Grid planning outcomes
MISO completed its most recent transmission planning process in 2022. The outcome identified $10 billion in transmission investments expected to yield a benefit-cost ratio of at least 2.6. Most of these benefits come from avoided congestion, fuel savings, and reduced generator capital costs, reflecting more cost-effective generation enabled by a more robust transmission network. During the planning process, the assumed generation mix in 2039 was 25% wind and solar, 58% coal and gas, and 11% nuclear.
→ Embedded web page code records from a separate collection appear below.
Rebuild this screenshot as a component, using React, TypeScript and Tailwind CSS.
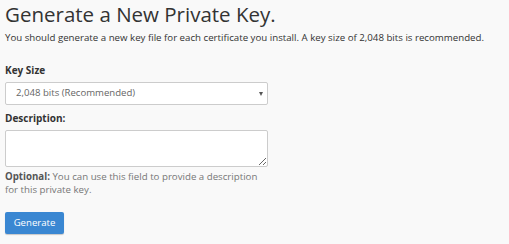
export default function App() {
  return (
    <div
      className="h-[244px] w-[509px] overflow-hidden bg-[#f9f9f9] px-[5px] pt-[1px] text-[#333]"
      style={{ fontFamily: '"Open Sans", sans-serif' }}
    >
      <h1 className="text-[20.5px] leading-[26px] font-normal text-[#333]">Generate a New Private Key.</h1>
      <p className="mt-[4px] text-[9.7px] leading-[14px] text-[#333]">
        You should generate a new key file for each certificate you install. A key size of 2,048 bits is
        recommended.
      </p>

      <div className="mt-[18px]">
        <label className="block text-[10px] leading-[14px] font-bold">Key Size</label>
        <div className="relative mt-[5px] flex h-[23px] w-[263px] items-center rounded-[2px] border border-[#ccc] bg-white pl-[10px] text-[9.6px] text-[#666]">
          2,048 bits (Recommended)
          <span className="absolute right-[4px] top-[9px] h-0 w-0 border-x-[2.5px] border-t-[4px] border-x-transparent border-t-[#555]" />
        </div>
      </div>

      <div className="mt-[6px]">
        <label className="block text-[10px] leading-[14px] font-bold">Description:</label>
        <textarea className="mt-[5px] block h-[37px] w-[263px] rounded-[2px] border border-[#ccc] bg-white" />
        <p className="mt-[3px] w-[262px] text-[9.7px] leading-[13px] text-[#777]">
          <span className="font-bold text-[#555]">Optional:</span> You can use this field to provide a
          description for this private key.
        </p>
      </div>

      <button className="mt-[16px] h-[22px] w-[59px] rounded-[2px] bg-[#3a87d2] text-[9.6px] text-white shadow-[0_1px_1px_rgba(0,0,0,0.2)]">
        Generate
      </button>
    </div>
  )
}
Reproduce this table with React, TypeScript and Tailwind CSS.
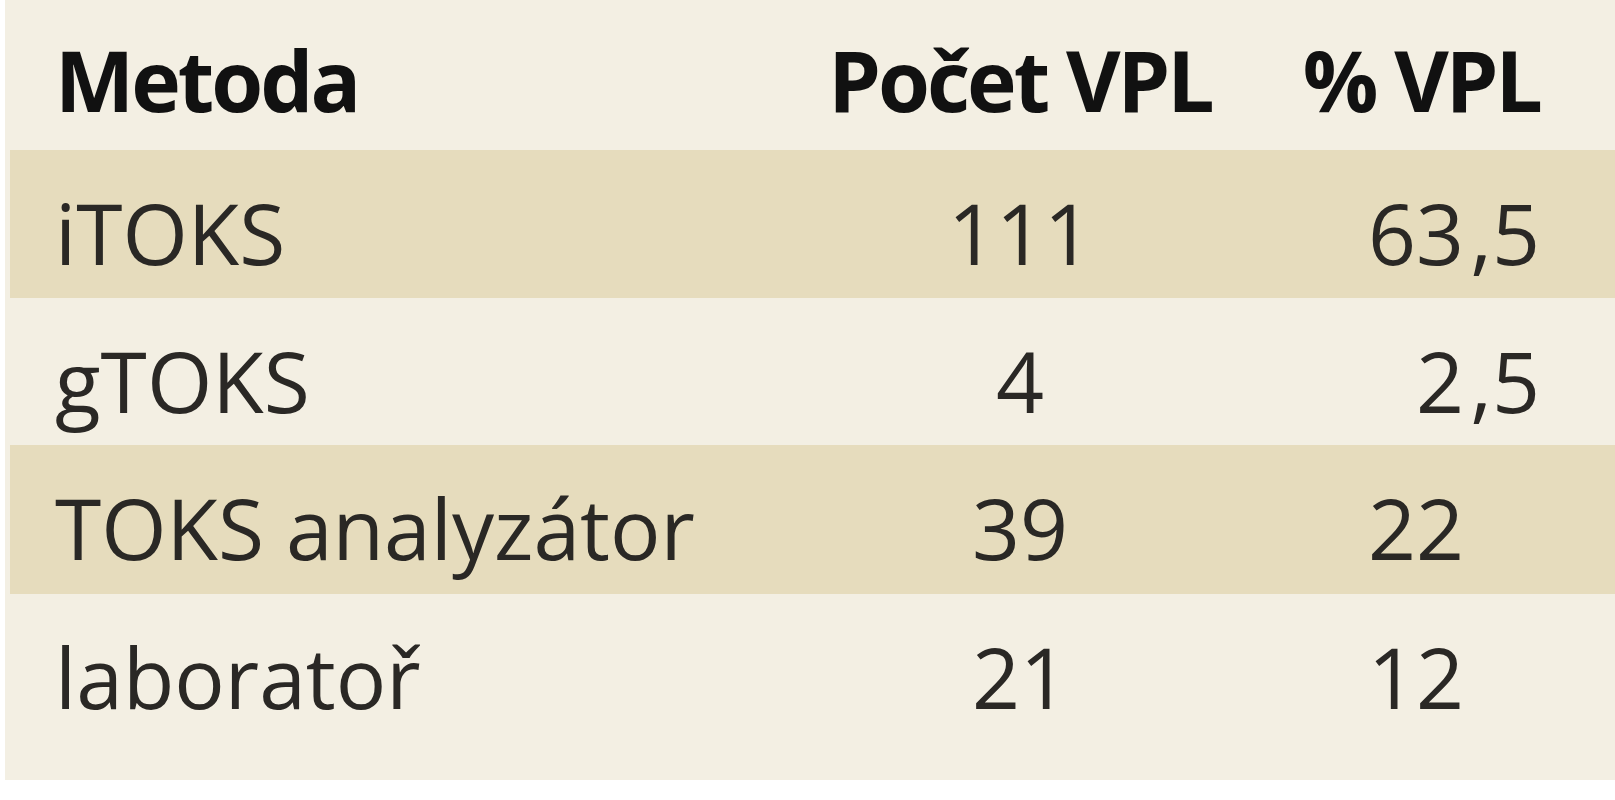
import React from "react";

interface Row {
    method: string;
    count: string;
    whole: string;
    frac: string;
    height: string;
}

const rows: Row[] = [
    { method: "iTOKS", count: "111", whole: "63", frac: ",5", height: "h-[148px]" },
    { method: "gTOKS", count: "4", whole: "2", frac: ",5", height: "h-[147px]" },
    { method: "TOKS analyzátor", count: "39", whole: "22", frac: "", height: "h-[149px]" },
    { method: "laboratoř", count: "21", whole: "12", frac: "", height: "flex-1" },
];

const App: React.FC = () => {
    return (
        <div className="w-[1615px] h-[800px] bg-white pl-[5px] font-['Open_Sans',sans-serif] text-[84px] leading-[84px]">
            <div className="h-[780px] bg-[#f3efe3] pl-[5px] flex flex-col">
                <div className="h-[150px] pt-[38px] grid grid-cols-[810px_400px_1fr] pr-[75px] font-bold text-[#111] tracking-[-3px]">
                    <div className="pl-[45px]">Metoda</div>
                    <div className="text-center">Počet VPL</div>
                    <div className="text-right">% VPL</div>
                </div>
                {rows.map((row, i) => (
                    <div
                      key={row.method}
                      className={`pt-[41px] grid grid-cols-[810px_400px_1fr] pr-[75px] text-[#2a2825] ${row.height} ${
                        i % 2 === 0 ? 'bg-[#e6dcbd]' : ''
                      }`}
                    >
                        <div className="pl-[45px]">{row.method}</div>
                        <div className="text-center">{row.count}</div>
                        <div className="text-right whitespace-nowrap">
                            <span>{row.whole}</span>
                            <span className="inline-block w-[76px] text-right">{row.frac}</span>
                        </div>
                    </div>
                ))}
            </div>
        </div>
    );
};

export default App;
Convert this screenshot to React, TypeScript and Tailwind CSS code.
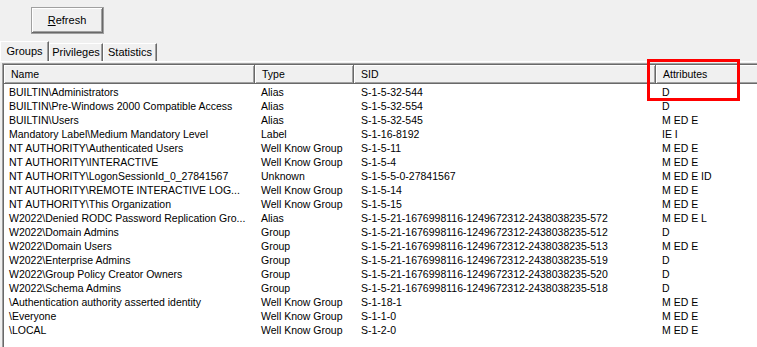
const rows: [string, string, string, string][] = [
  ['BUILTIN\\Administrators', 'Alias', 'S-1-5-32-544', 'D'],
  ['BUILTIN\\Pre-Windows 2000 Compatible Access', 'Alias', 'S-1-5-32-554', 'D'],
  ['BUILTIN\\Users', 'Alias', 'S-1-5-32-545', 'M ED E'],
  ['Mandatory Label\\Medium Mandatory Level', 'Label', 'S-1-16-8192', 'IE I'],
  ['NT AUTHORITY\\Authenticated Users', 'Well Know Group', 'S-1-5-11', 'M ED E'],
  ['NT AUTHORITY\\INTERACTIVE', 'Well Know Group', 'S-1-5-4', 'M ED E'],
  ['NT AUTHORITY\\LogonSessionId_0_27841567', 'Unknown', 'S-1-5-5-0-27841567', 'M ED E ID'],
  ['NT AUTHORITY\\REMOTE INTERACTIVE LOG...', 'Well Know Group', 'S-1-5-14', 'M ED E'],
  ['NT AUTHORITY\\This Organization', 'Well Know Group', 'S-1-5-15', 'M ED E'],
  ['W2022\\Denied RODC Password Replication Gro...', 'Alias', 'S-1-5-21-1676998116-1249672312-2438038235-572', 'M ED E L'],
  ['W2022\\Domain Admins', 'Group', 'S-1-5-21-1676998116-1249672312-2438038235-512', 'D'],
  ['W2022\\Domain Users', 'Group', 'S-1-5-21-1676998116-1249672312-2438038235-513', 'M ED E'],
  ['W2022\\Enterprise Admins', 'Group', 'S-1-5-21-1676998116-1249672312-2438038235-519', 'D'],
  ['W2022\\Group Policy Creator Owners', 'Group', 'S-1-5-21-1676998116-1249672312-2438038235-520', 'D'],
  ['W2022\\Schema Admins', 'Group', 'S-1-5-21-1676998116-1249672312-2438038235-518', 'D'],
  ['\\Authentication authority asserted identity', 'Well Know Group', 'S-1-18-1', 'M ED E'],
  ['\\Everyone', 'Well Know Group', 'S-1-1-0', 'M ED E'],
  ['\\LOCAL', 'Well Know Group', 'S-1-2-0', 'M ED E'],
]

const headCell =
  'h-full shrink-0 border-r border-b border-[#696969] px-[7px] leading-[18px] shadow-[inset_1px_1px_#ffffff,inset_-1px_-1px_#a0a0a0] whitespace-nowrap overflow-hidden'

const App = () => {
  return (
    <div
      className="relative h-[347px] w-[757px] overflow-hidden bg-[#f0f0f0] text-[10.5px] text-black"
      style={{ fontFamily: '"Liberation Sans", Arial, sans-serif' }}
    >
      {/* toolbar */}
      <div className="pt-[8px] pl-[32px]">
        <button className="h-[25px] w-[71px] border-r border-b border-[#696969] bg-[#f0f0f0] text-[11px] shadow-[inset_1px_1px_#ffffff,inset_-1px_-1px_#a0a0a0] outline outline-1 outline-[#a0a0a0]">
          <span className="underline">R</span>efresh
        </button>
      </div>

      {/* tabs */}
      <div className="mt-[8px] flex h-[20px] items-end text-[11px]">
        <div className="relative z-10 flex h-[20px] w-[49px] items-center justify-center border-l border-t border-r border-white border-r-[#696969] bg-[#f0f0f0] shadow-[inset_-1px_0_#a0a0a0]">
          Groups
        </div>
        <div className="flex h-[18px] w-[54px] items-center justify-center border-l border-t border-r border-white border-r-[#696969] shadow-[inset_-1px_0_#a0a0a0]">
          Privileges
        </div>
        <div className="flex h-[18px] w-[54px] items-center justify-center border-l border-t border-r border-white border-r-[#696969] shadow-[inset_-1px_0_#a0a0a0]">
          Statistics
        </div>
      </div>

      {/* tab panel */}
      <div className="border-t border-white pt-[1px] pl-[2px]">
        <div className="w-[900px] border-l border-t border-[#a0a0a0]">
          <div className="h-[400px] border-l border-t border-[#696969] bg-white">
            <div className="flex h-[19px] bg-[#f0f0f0]">
              <div className={`${headCell} w-[251px]`}>Name</div>
              <div className={`${headCell} w-[99px]`}>Type</div>
              <div className={`${headCell} w-[302px]`}>SID</div>
              <div className={`${headCell} w-[120px] px-[5px]`}>Attributes</div>
              <div className={`${headCell} flex-1`} />
            </div>
            <div className="pt-[1px]">
              {rows.map(([name, type, sid, attrs]) => (
                <div key={name} className="flex h-[14px] leading-[14px] whitespace-nowrap">
                  <div className="w-[251px] shrink-0 overflow-hidden pl-[5px]">{name}</div>
                  <div className="w-[99px] shrink-0 overflow-hidden pl-[6px]">{type}</div>
                  <div className="w-[302px] shrink-0 overflow-hidden pl-[7px]">{sid}</div>
                  <div className="w-[120px] shrink-0 overflow-hidden pl-[6px]">{attrs}</div>
                </div>
              ))}
            </div>
          </div>
        </div>
      </div>

      {/* annotation */}
      <div className="absolute left-[647px] top-[59px] h-[42px] w-[93px] border-[3px] border-[#ff0000]" />
    </div>
  )
}

export default App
Planning efforts shouldn’t focus only on base case scenarios; in fact, good planning requires considering a wide range of future conditions. Currently, MISO is continuing its transmission planning process with additional phases that assume different future generation mixes, load growth, and other factors. However, similar to the modeling studies discussed above, MISO’s planning results illustrate that transmission additions save money through more fulsome market competition, even when generation mixes only shift modestly toward renewable energy.
Conclusion
By considering economic dispatch practices, power systems history, and recent modeling and planning results, we’ve seen how the grid enables competition among power generation technologies on every timescale, thus driving costs down for customers. The transmission grid is the marketplace at the wholesale level of the power sector. Expanding and strengthening high-voltage transmission infrastructure is a proven way to leverage markets to deliver benefits to society, and our policies and regulations should support the growth of these vital assets.